What’s to be done about it?

I worked through this lately as I’ve had my own encounter with this monster. I’ll tell you what I came away with and I promise you that it’s something that is helping me. So, while I can’t guarantee that it’ll help you, I’m certainly going to try.

Faulty Comparisons

First, it’s damn near impossible to compare experience levels between any two writers. Because it isn’t merely an issue of time. I’ve written since early childhood, but – for a number of good and bad reasons – I also went through decades during which I did no creative writing.

But even if every writer had the same solid twenty or thirty or forty years of writing, we’ve each applied ourselves to different projects. We’ve sat under different mentors (in person or virtually). We’ve pressed ourselves in different directions.

I’ve striven to perfect the Gothic (and Horror and Dark Fantasy) novel and hopefully will continue to do so until I can no longer writer. Some of my writing friends love Middle Grade or Young Adult literature. These genres are extremely different. They require different types of writing ability and they assess writers’ abilities in different ways than another genre might.

Even worse, it’s sometimes the case that we look at an established writer – let’s use George R.R. Martin as an example – and compare our work to his. We forget that he may have been writing for a lot longer than we have. The same is true for debut novels. Not long ago, I read a work by a debut author: The Girls in the Stilt House by Kelly Mustian. It blew me away. But we have to be careful there as well. This may be Ms. Mustian’s debut novel, but she has still been writing for a long time.

The variables are never identical. Thus, it’s impossible [and pointless] to compare ourselves to another writer. At the end of the day, there will always be someone out there who is a better writer. And someone who is worse. If we want to write, we have to write as ourselves.

However, what helps me the most when I find myself doing this is to attempt to pinpoint what it is about that writer’s work that inspires me. Don’t use blanket self-condemnation. Instead, be specific.

Is it the writer’s ability to craft long-lasting suspense? Is it her effortless, subtext-laden dialogue? Find that thing and study it. Look up writing craft books or articles that address that subject. Look for excellent examples in other writers’ work. Learn to identify different ways that it has been done well and practice incorporating that into your own writing. That way, other writers become a community from which we, as fellow artists, can share our talents and learn from own another… rather than a marathon in which only one person emerges as the winner.

Permission to Grow

Which brings me to point number two. We have to cut ourselves some slack. I tend to be very ambitious. I’m an idealist. I have huge goals and I push myself fairly hard. What’s the hardest thing about all of these?

Executing today with the skills that I have today.

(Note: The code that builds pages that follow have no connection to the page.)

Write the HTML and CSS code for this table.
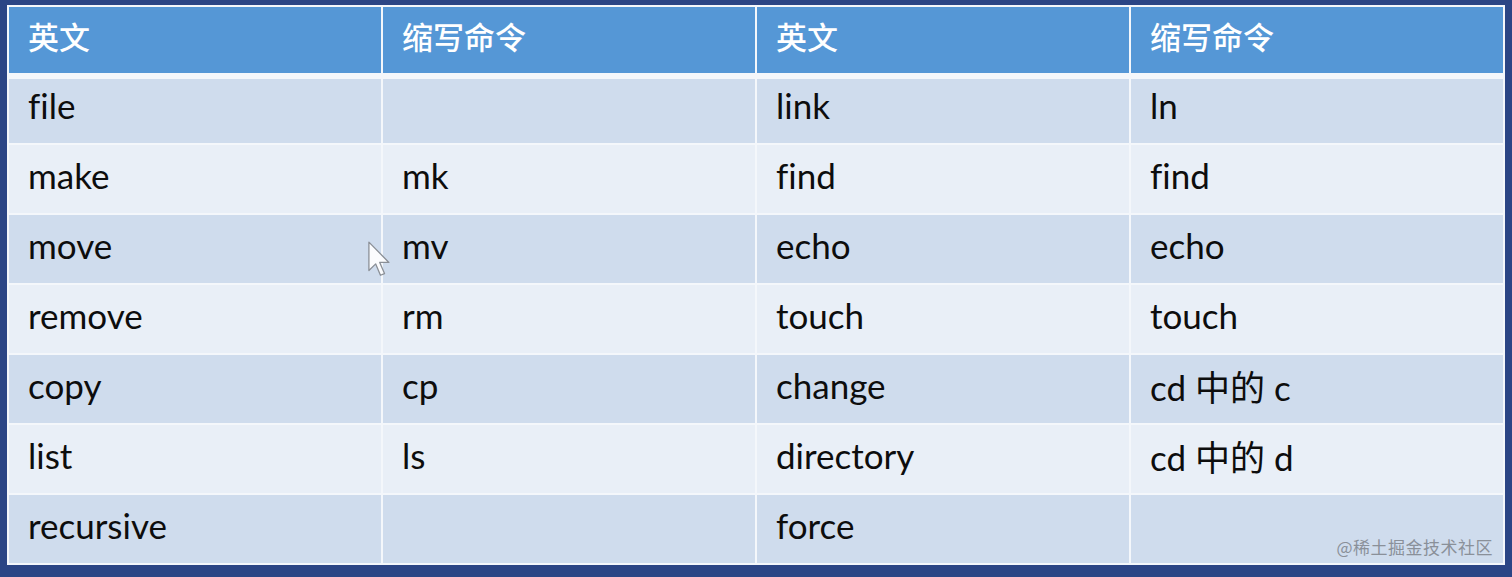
FILE: index.html
```html
<!DOCTYPE html>
<html lang="zh">
<head>
<meta charset="utf-8">
<title>命令缩写</title>
<link rel="stylesheet" href="styles.css">
</head>
<body>
<div class="frame">
  <div class="table">
    <div class="head">
      <div class="cell">英文</div>
      <div class="cell">缩写命令</div>
      <div class="cell">英文</div>
      <div class="cell">缩写命令</div>
    </div>
    <div class="rows">
      <div class="cell dark first">file</div>
      <div class="cell dark first"></div>
      <div class="cell dark first">link</div>
      <div class="cell dark first">ln</div>

      <div class="cell light">make</div>
      <div class="cell light">mk</div>
      <div class="cell light">find</div>
      <div class="cell light">find</div>

      <div class="cell dark">move</div>
      <div class="cell dark">mv</div>
      <div class="cell dark">echo</div>
      <div class="cell dark">echo</div>

      <div class="cell light">remove</div>
      <div class="cell light">rm</div>
      <div class="cell light">touch</div>
      <div class="cell light">touch</div>

      <div class="cell dark">copy</div>
      <div class="cell dark">cp</div>
      <div class="cell dark">change</div>
      <div class="cell dark">cd 中的 c</div>

      <div class="cell light">list</div>
      <div class="cell light">ls</div>
      <div class="cell light">directory</div>
      <div class="cell light">cd 中的 d</div>

      <div class="cell dark">recursive</div>
      <div class="cell dark"></div>
      <div class="cell dark">force</div>
      <div class="cell dark"></div>
    </div>
    <div class="watermark">@稀土掘金技术社区</div>
    <svg class="cursor" viewBox="0 0 12 20" width="22" height="37" aria-hidden="true">
      <path d="M0.5 0.5 L0.5 16 L4.2 12.4 L6.8 18.6 L9 17.7 L6.4 11.6 L11.4 11.6 Z" fill="#fbfcfe" stroke="#8a8f96" stroke-width="0.7" stroke-linejoin="round"/>
    </svg>
  </div>
</div>
</body>
</html>
```

FILE: styles.css
```css
html, body {
  margin: 0;
  padding: 0;
}

body {
  background: #2b4585;
  font-family: Lato, "Noto Sans CJK SC", sans-serif;
  height: 577px;
  overflow: hidden;
}

.frame {
  padding: 5px 0 0 7px;
}

.table {
  position: relative;
  width: 1498px;
  box-sizing: border-box;
  padding: 2px;
  background: #f4f7fb;
  display: flex;
  flex-direction: column;
}

.head {
  display: grid;
  grid-template-columns: repeat(4, 372px);
  column-gap: 2px;
  height: 66px;
}

.rows {
  display: grid;
  grid-template-columns: repeat(4, 372px);
  grid-template-rows: 64px repeat(6, 68px);
  gap: 2px;
  margin-top: 6px;
}

.cell {
  display: flex;
  align-items: center;
  padding: 0 0 8px 19px;
  box-sizing: border-box;
  font-size: 35px;
  color: #0d0d0d;
  white-space: nowrap;
  font-variant-ligatures: none;
}

.head .cell {
  background: #5597d6;
  color: #ffffff;
  font-family: "Noto Sans CJK SC", sans-serif;
  font-weight: 500;
  font-size: 31px;
  padding-bottom: 10px;
}

.dark {
  background: #cfdced;
}

.light {
  background: #e9eff7;
}

.first {
  padding-bottom: 12px;
}

.watermark {
  position: absolute;
  right: 12px;
  bottom: 6px;
  font-family: "Noto Sans CJK SC", sans-serif;
  font-size: 17px;
  color: #8a9099;
  letter-spacing: 0.5px;
}

.cursor {
  position: absolute;
  left: 361px;
  top: 236px;
}
```
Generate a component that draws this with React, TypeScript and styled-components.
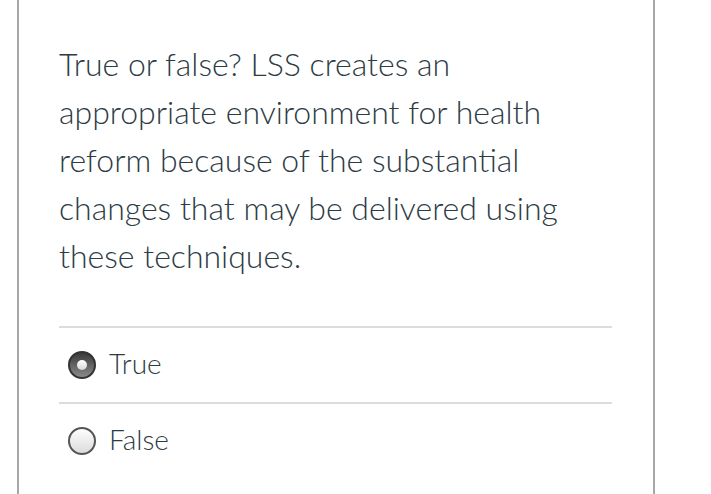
import React from "react";
import styled, { createGlobalStyle } from "styled-components";

const Global = createGlobalStyle`
  html, body { margin: 0; padding: 0; background: #fff; }
  body { font-family: Lato, "Open Sans", sans-serif; }
`;

const Page = styled.div`
  height: 494px;
  overflow: hidden;
  padding-left: 17px;
`;

const Card = styled.div`
  width: 553px;
  min-height: 520px;
  border-left: 2px solid #a7a7a7;
  border-right: 2px solid #a7a7a7;
  padding: 40px 41px 0 40px;
  box-sizing: content-box;
`;

const Question = styled.div`
  font-size: 32px;
  font-weight: 300;
  line-height: 48px;
  color: #2d3b45;
  margin: 0;
`;

const Answers = styled.div`
  margin-top: 46px;
  display: flex;
  flex-direction: column;
`;

const Answer = styled.label`
  display: flex;
  align-items: center;
  gap: 13px;
  height: 74px;
  border-top: 2px solid #dcdcdc;
  padding-left: 9px;
  font-size: 28px;
  font-weight: 300;
  color: #2d3b45;
`;

const AnswerText = styled.span`
  margin-bottom: 5px;
`;

const Radio = styled.span<{ $checked: boolean }>`
  width: 28px;
  height: 28px;
  border-radius: 50%;
  box-sizing: border-box;
  display: flex;
  align-items: center;
  justify-content: center;
  border: 2px solid ${(p) => (p.$checked ? "#333" : "#555")};
  background: ${(p) =>
    p.$checked
      ? "linear-gradient(#3a3a3a, #8a8a8a)"
      : "linear-gradient(#fdfdfd, #dcdcdc)"};
  &::after {
    content: "";
    display: ${(p) => (p.$checked ? "block" : "none")};
    width: 10px;
    height: 10px;
    border-radius: 50%;
    background: linear-gradient(#ffffff, #d8d8d8);
  }
`;

export default function App() {
  return (
    <>
      <Global />
      <Page>
        <Card>
          <Question>
            True or false? LSS creates an appropriate environment for health
            reform because of the substantial changes that may be delivered
            using these techniques.
          </Question>
          <Answers>
            <Answer>
              <Radio $checked={true} />
              <AnswerText>True</AnswerText>
            </Answer>
            <Answer>
              <Radio $checked={false} />
              <AnswerText>False</AnswerText>
            </Answer>
          </Answers>
        </Card>
      </Page>
    </>
  );
}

My ability right now will never be the ability that I want to have in fifteen or forty years. It can’t be. And worse (in my own mind) it’ll never live up to my idealism. I can’t create the flawless novel that I demand of myself. And I probably will never be able to.

But I can work towards it. I can’t have the ability that I’d like to have in fifteen years if I don’t start working on it now. At the same time, I can celebrate what I am creating now. It might not be what I want it to be, but it’s better than what I created last year. And the year before. Not to mention ten or twenty years ago.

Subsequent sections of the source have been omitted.